La société Vaninpack demande de confirmer le jugement et de condamner la SARL Matembal à lui payer la somme de 10 000 euro à titre de dommages et intérêts pour troubles et tracas et procédure abusive.
La société Vaninpack conteste la validité de la clause de non-concurrence et expose que seul le Conseil de prud'hommes est compétent pour statuer sur cette validité, que celui-ci, saisi d'une action en référé par la SARL Matembal, a invité celle-ci à mieux se pourvoir au fond et qu'en conséquence il appartient à la SARL Matembal d'apporter la preuve de la validité de la clause.
La SARL Matembal soutient que la jurisprudence de la Cour de cassation est constante pour sanctionner la personne physique ou morale qui emploie directement ou indirectement une personne en violation d'une clause de non-concurrence. Elle cite notamment l'arrêt de la Cour de cassation, chambre commerciale, en date du 22 février 2000, aux termes duquel toute personne qui sciemment emploie un salarié en violation d'une clause de non-concurrence, dont la licéité n'est pas contestée, commet une faute délictuelle à l'égard de la victime de l'infraction, sans qu'il soit besoin d'établir à son encontre l'existence de manœuvres dolosives et de similitude de clientèle, et que la connaissance que le franchiseur avait de l'existence de la clause de non-concurrence, violée par son franchisé, était de nature à engager sa responsabilité personnelle. Elle précise en page 15 de ses écritures que la seule question intéressante est celle qui consiste à s'interroger sur l'existence d'une clause de non-concurrence signée par Monsieur de Cloet dont la société Vaninpack aurait eu connaissance, que si une telle clause existe, alors la société Vaninpack commet une faute en acceptant les services de Monsieur de Cloet pour une activité similaire à la sienne, et que s'agissant de la compétence exclusive du Conseil de prud'hommes pour valider ou non la clause de non-concurrence, la société Vaninpack qui a la charge de la preuve sur ce point ne démontre pas l'absence de valeur de ladite clause.
Il appartient à la SARL Matembal qui exerce une action en concurrence déloyale à l'encontre de la société Vaninpack de rapporter la preuve d'une faute délictuelle de cette dernière, d'un préjudice et d'un lien de causalité entre les deux.

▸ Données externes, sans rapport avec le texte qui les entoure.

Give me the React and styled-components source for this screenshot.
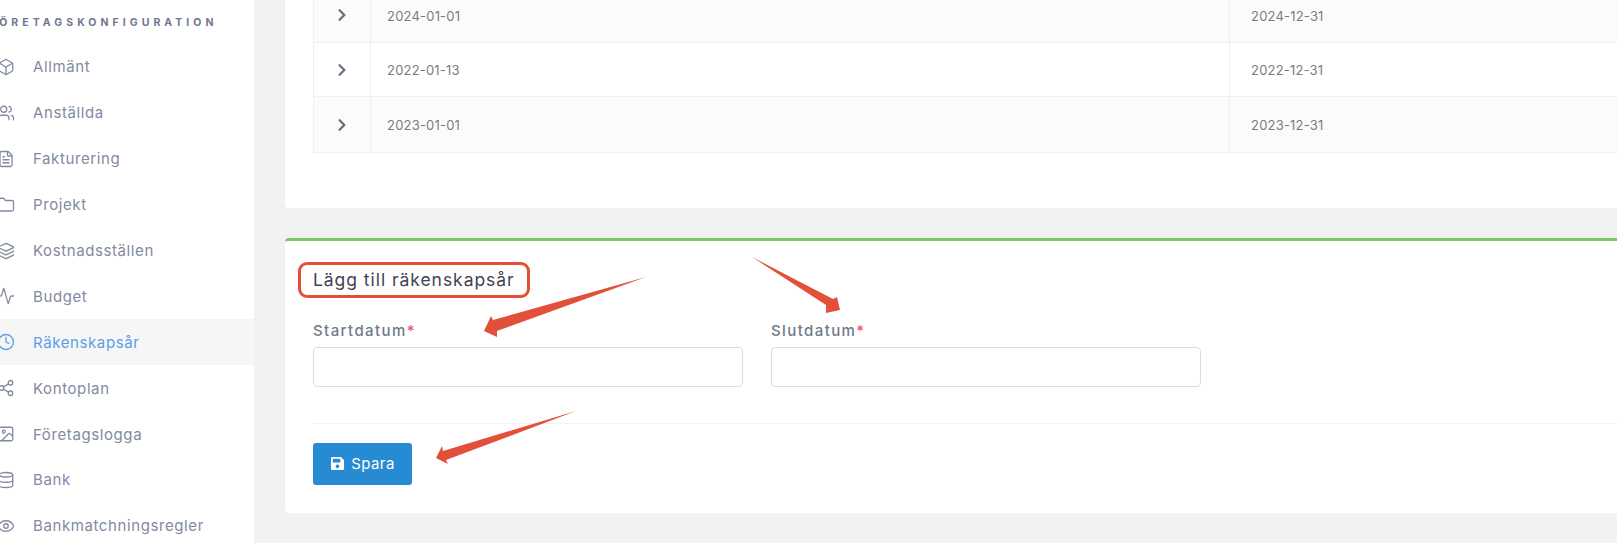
import React from 'react';
import styled, { createGlobalStyle } from 'styled-components';
import { Box, Users, FileText, Folder, Layers, Activity, Clock, Share2, Image, Database, Eye } from 'lucide-react';
import { FaChevronRight, FaSave } from 'react-icons/fa';

const GlobalStyle = createGlobalStyle`
  html, body { margin: 0; padding: 0; background: #f2f2f2; }
  body { font-family: Inter, "Open Sans", "Liberation Sans", sans-serif; }
  * { box-sizing: border-box; }
`;

const navItems = [
    { label: 'Allmänt', icon: Box },
    { label: 'Anställda', icon: Users },
    { label: 'Fakturering', icon: FileText },
    { label: 'Projekt', icon: Folder },
    { label: 'Kostnadsställen', icon: Layers },
    { label: 'Budget', icon: Activity },
    { label: 'Räkenskapsår', icon: Clock, active: true },
    { label: 'Kontoplan', icon: Share2 },
    { label: 'Företagslogga', icon: Image },
    { label: 'Bank', icon: Database },
    { label: 'Bankmatchningsregler', icon: Eye },
];

const years = [
    { start: '2024-01-01', end: '2024-12-31' },
    { start: '2022-01-13', end: '2022-12-31' },
    { start: '2023-01-01', end: '2023-12-31' },
];

export default function App() {
    return (
        <>
        <GlobalStyle />
        <Viewport>
            <Sidebar>
                <SideHeading>FÖRETAGSKONFIGURATION</SideHeading>
                {navItems.map(({ label, icon: Icon, active }) => (
                    <NavItem key={label} $active={active}>
                        <Icon size={18} strokeWidth={1.7} />
                        <span>{label}</span>
                    </NavItem>
                ))}
            </Sidebar>
            <Main>
                <TableCard>
                    <Table>
                        {years.map((year, i) => (
                            <Row key={year.start} $odd={i % 2 === 0}>
                                <ToggleCell><FaChevronRight size={14} /></ToggleCell>
                                <DateCell>{year.start}</DateCell>
                                <DateCell>{year.end}</DateCell>
                            </Row>
                        ))}
                    </Table>
                </TableCard>
                <FormCard>
                    <Title>
                        Lägg till räkenskapsår
                        <TitleMark />
                    </Title>
                    <Fields>
                        <Field>
                            <FieldLabel>Startdatum<Required>*</Required></FieldLabel>
                            <Input type="text" />
                        </Field>
                        <Field>
                            <FieldLabel>Slutdatum<Required>*</Required></FieldLabel>
                            <Input type="text" />
                        </Field>
                    </Fields>
                    <Footer>
                        <SaveButton type="button"><FaSave size={15} />Spara</SaveButton>
                    </Footer>
                </FormCard>
            </Main>
            <Arrows viewBox="0 0 1617 543">
                <polygon points="646,277 493,320 491,316 484,331 497,337 497,331" />
                <polygon points="752,257 826,305 826,313 840,310 837,297 833,299" />
                <polygon points="576,411 443,451 442,446 436,458 448,464 446,460" />
            </Arrows>
        </Viewport>
        </>
    );
}

const Viewport = styled.div`
position: relative;
display: flex;
width: 100vw;
height: 543px;
overflow: hidden;
background: #f2f2f2;
`;

const Sidebar = styled.aside`
flex: 0 0 264px;
margin-left: -10px;
padding-top: 14px;
background: #fff;
`;

const SideHeading = styled.div`
height: 18px;
margin-bottom: 12px;
margin-left: -1px;
font-size: 10.5px;
line-height: 18px;
font-weight: 700;
letter-spacing: 4.05px;
white-space: nowrap;
color: #6f7890;
`;

const NavItem = styled.div`
display: flex;
align-items: center;
gap: 18px;
height: 45.9px;
padding-left: 7px;
font-size: 15px;
letter-spacing: 0.6px;
white-space: nowrap;
color: ${p => (p.$active ? '#5a9fe8' : '#828a9f')};
background: ${p => (p.$active ? '#f6f6f7' : 'transparent')};
`;

const Main = styled.main`
flex: 1;
min-width: 0;
margin-top: -12px;
padding-left: 31px;
`;

const TableCard = styled.section`
padding: 0 0 55px 28px;
background: #fff;
border-radius: 0 0 0 4px;
`;

const Table = styled.div`
border-left: 1px solid #f0f0f0;
border-bottom: 1px solid #f0f0f0;
`;

const Row = styled.div`
display: grid;
grid-template-columns: 57px 859px 1fr;
height: 54.6px;
background: ${p => (p.$odd ? '#fbfbfb' : '#fff')};
border-bottom: 1px solid #f0f0f0;
&:last-child { border-bottom: 0; }
`;

const ToggleCell = styled.div`
display: flex;
align-items: center;
justify-content: center;
padding-top: 1px;
border-right: 1px solid #f0f0f0;
color: #667080;
`;

const DateCell = styled.div`
display: flex;
align-items: center;
padding: 2px 0 0 16px;
font-size: 13px;
letter-spacing: 0.2px;
color: #7b7b80;
border-right: 1px solid #f0f0f0;
&:last-child { padding-left: 21px; border-right: 0; }
`;

const FormCard = styled.section`
height: 275px;
margin-top: 30px;
padding: 27px 0 0 28px;
background: #fff;
border-top: 3px solid #78c95e;
border-radius: 4px 0 0 4px;
`;

const Title = styled.h3`
position: relative;
display: inline-block;
margin: 0;
font-size: 17.5px;
line-height: 24px;
font-weight: 400;
letter-spacing: 0.95px;
color: #3f4254;
`;

const TitleMark = styled.span`
position: absolute;
top: -6px;
bottom: -6px;
left: -15px;
right: -15px;
border: 3px solid #e2503a;
border-radius: 9px;
`;

const Fields = styled.div`
display: flex;
gap: 28px;
margin-top: 25px;
`;

const Field = styled.div`
display: flex;
flex-direction: column;
width: 430px;
`;

const FieldLabel = styled.label`
height: 30px;
font-size: 15px;
line-height: 27px;
font-weight: 500;
letter-spacing: 1.4px;
color: #6f7a8a;
`;

const Required = styled.span`
color: #f1556c;
`;

const Input = styled.input`
height: 40px;
padding: 0 12px;
background: #fff;
border: 1px solid #d9dde3;
border-radius: 4px;
outline: none;
`;

const Footer = styled.div`
margin-top: 36px;
padding-top: 19px;
border-top: 1px solid #f3f3f3;
`;

const SaveButton = styled.button`
display: inline-flex;
align-items: center;
justify-content: center;
gap: 6px;
width: 99px;
height: 42px;
padding: 0;
font-family: inherit;
font-size: 15px;
font-weight: 400;
letter-spacing: 0.4px;
color: #fff;
background: #268bd2;
border: 0;
border-radius: 3px;
`;

const Arrows = styled.svg`
position: absolute;
top: 0;
left: 0;
width: 1617px;
height: 543px;
pointer-events: none;
fill: #e2503a;
`;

Il n'est pas contesté que Monsieur de Cloet n'est pas salarié de la société Vaninpack mais son cogérant. Néanmoins, une faute délictuelle est susceptible d'être reprochée à la société Vaninpack dès lors qu'elle avait connaissance de la clause de non-concurrence violée par celui-ci. En revanche, il est constant que, sur assignation de la SARL Matembal en date du 10 janvier 2005, Monsieur de Cloet a contesté devant le Conseil de prud'hommes statuant en référé la clause de non-concurrence et que le Conseil, par ordonnance en date du 6 avril 2005, a renvoyé la SARL Matembal à mieux se pourvoir au fond au motif d'une contestation sérieuse. La SARL Matembal n'a pas interjeté appel de cette décision et n'a pas poursuivi son action au fond, laissant ainsi en suspend la contestation de la validité de la clause de non-concurrence par Monsieur de Cloet. Il n'est ainsi pas établi que la clause de non-concurrence sur la violation de laquelle la SARL Matembal fonde son action en concurrence déloyale soit juridiquement valable et dans ces conditions la preuve de la faute délictuelle de la société Vaninpack n'est pas rapportée, étant observé qu'il n'appartient pas à la présente cour de statuer sur la validité d'une clause insérée dans un contrat de travail.

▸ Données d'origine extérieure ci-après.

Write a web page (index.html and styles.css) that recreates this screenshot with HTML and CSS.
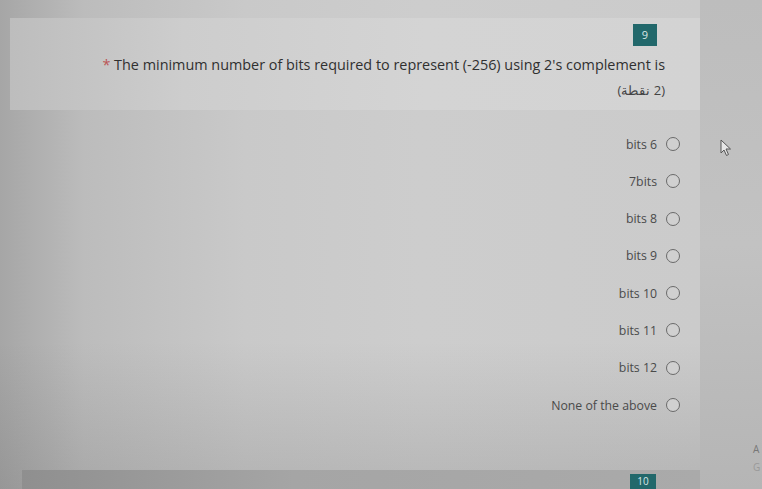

La SARL Matembal doit en conséquence être déboutée de sa demande et le jugement sera confirmé.
Il n'est pas démontré que la société Vaninpack ait usé abusivement de son droit d'ester en justice et d'interjeter appel. La société Vaninpack sera déboutée de sa demande de dommages et intérêts pour procédure abusive.
Il serait inéquitable de laisser à la charge de la société Vaninpack les frais irrépétibles qu'elle a engagés pour faire valoir ses droits. La SARL Matembal sera condamnée à lui payer la somme de 1 800 euro en application des dispositions de l'article 700 du nouveau Code de procédure civile.

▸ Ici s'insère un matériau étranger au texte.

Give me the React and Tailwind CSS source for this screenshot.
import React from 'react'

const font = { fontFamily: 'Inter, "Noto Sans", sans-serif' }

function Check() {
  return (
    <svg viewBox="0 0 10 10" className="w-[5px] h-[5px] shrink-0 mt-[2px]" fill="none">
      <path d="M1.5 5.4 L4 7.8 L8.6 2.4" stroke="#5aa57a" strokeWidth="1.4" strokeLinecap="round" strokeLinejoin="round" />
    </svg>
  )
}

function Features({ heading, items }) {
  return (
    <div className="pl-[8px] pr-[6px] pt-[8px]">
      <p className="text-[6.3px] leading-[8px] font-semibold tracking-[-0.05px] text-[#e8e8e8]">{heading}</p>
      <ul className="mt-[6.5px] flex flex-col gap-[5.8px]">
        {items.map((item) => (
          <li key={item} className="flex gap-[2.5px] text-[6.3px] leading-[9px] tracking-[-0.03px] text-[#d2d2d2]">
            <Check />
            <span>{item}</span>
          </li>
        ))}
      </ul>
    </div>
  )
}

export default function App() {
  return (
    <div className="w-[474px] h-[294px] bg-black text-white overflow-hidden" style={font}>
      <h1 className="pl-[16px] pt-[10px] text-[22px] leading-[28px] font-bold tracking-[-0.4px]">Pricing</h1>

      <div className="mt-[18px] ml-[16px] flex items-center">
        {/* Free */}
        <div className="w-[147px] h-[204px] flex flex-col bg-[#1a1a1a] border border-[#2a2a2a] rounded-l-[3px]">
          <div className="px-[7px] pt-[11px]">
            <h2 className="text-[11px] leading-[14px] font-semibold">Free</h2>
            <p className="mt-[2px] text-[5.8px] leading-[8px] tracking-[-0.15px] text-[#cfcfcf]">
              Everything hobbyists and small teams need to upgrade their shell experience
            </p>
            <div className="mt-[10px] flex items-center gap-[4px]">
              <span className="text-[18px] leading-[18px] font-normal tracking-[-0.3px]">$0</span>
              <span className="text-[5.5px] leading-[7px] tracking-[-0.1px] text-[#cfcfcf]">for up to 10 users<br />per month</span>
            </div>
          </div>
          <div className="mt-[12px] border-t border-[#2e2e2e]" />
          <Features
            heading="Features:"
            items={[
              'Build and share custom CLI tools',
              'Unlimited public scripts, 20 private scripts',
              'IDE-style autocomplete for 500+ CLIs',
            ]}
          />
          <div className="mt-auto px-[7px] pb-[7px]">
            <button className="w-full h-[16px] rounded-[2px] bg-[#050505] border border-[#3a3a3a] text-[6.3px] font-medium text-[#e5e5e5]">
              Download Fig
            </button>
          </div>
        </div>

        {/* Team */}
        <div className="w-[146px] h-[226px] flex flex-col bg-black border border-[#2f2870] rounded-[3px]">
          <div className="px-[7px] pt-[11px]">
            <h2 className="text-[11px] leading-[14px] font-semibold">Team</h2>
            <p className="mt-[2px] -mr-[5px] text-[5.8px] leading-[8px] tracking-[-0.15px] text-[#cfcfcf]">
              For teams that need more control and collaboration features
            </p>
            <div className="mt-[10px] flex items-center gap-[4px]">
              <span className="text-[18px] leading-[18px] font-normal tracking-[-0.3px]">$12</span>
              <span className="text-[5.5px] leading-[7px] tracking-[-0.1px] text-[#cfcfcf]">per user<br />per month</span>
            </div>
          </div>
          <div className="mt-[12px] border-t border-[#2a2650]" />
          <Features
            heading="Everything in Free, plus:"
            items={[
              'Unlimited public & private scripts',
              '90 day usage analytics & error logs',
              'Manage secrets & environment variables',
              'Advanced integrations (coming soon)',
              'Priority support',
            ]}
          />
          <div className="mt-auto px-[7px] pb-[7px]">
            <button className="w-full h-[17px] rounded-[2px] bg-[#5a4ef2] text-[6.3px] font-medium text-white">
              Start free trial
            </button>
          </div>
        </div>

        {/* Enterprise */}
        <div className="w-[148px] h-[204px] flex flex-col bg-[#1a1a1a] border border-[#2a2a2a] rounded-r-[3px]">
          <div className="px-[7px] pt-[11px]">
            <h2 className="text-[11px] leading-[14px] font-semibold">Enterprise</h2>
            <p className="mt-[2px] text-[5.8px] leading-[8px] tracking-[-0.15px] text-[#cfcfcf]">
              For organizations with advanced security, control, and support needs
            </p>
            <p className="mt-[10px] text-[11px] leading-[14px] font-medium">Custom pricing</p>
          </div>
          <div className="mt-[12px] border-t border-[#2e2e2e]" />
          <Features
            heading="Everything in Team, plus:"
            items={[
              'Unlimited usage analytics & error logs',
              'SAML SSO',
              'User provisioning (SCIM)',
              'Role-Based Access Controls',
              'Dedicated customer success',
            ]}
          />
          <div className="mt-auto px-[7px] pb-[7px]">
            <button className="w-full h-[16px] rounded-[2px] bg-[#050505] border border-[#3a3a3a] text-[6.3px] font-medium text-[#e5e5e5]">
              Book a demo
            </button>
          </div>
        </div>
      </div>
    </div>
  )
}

Elle sera également condamnée aux dépens.
Par ces motifs, LA COUR, Confirme le jugement déféré, Y ajoutant, Condamne la SARL Matembal à payer à la société Vaninpack la somme de 1 800 euro en application des dispositions de l'article 700 du nouveau Code de procédure civile, Déboute la société Vaninpack de sa demande de dommages et intérêts, Condamne la SARL Matembal aux entiers dépens qui seront recouvrés conformément à l'article 699 du nouveau Code de procédure civile.